Ich bin kein Held. Es ist die denkbar schlechteste Zeit für mich ein Held zu sein. Ich bin und bleibe wie Joker, der sich fest an seine Zwangsneurosen klammert, der Menschen (mit seinen Worten und Gedanken) auslöscht, aber nicht ihre Gefühle verletzt, nicht ihre Herzen bricht. Ich bleibe das Kind hinter der Maske und beobachte die Welt um mich herum. Warte auf den Zeitpunkt, wenn mein Held durch die Tür kommt und ich so sein kann, wie ich bin.
Und in der Zwischenzeit verschanze ich mich in meinem geheimen Quartier im Exil, hecke Pläne mit meinen Bösewichtfreunden aus und zähle die Tage, bis ich endlich die Höllenmaschine meines Helden in der Ferne anfahren sehe.

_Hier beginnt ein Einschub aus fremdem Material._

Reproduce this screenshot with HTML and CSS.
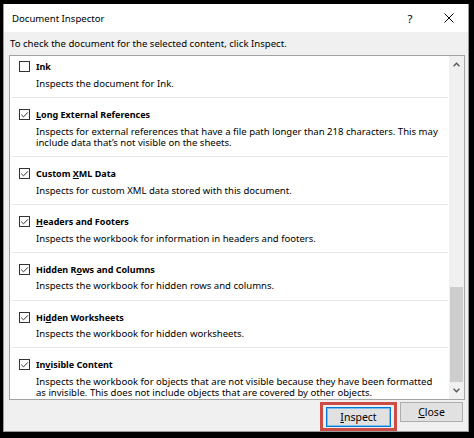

Und so lange blicke ich zum Horizont und über die Tellerränder dieser Gesellschaft um allen Münchhausens dieser Welt den Garaus zu machen. Wenn ein Bösewicht nämlich etwas mehr hasst als sich selbst, dann sind es die anderen, die sich ihm in den Weg stellen und versuchen, ihre kleinen heuchlerischen Steine im Weg zu platzieren. Wisst ihr, was mit solchen Steinen passiert? Man hebt sie auf und schlägt dem Saboteur damit den Schädel ein!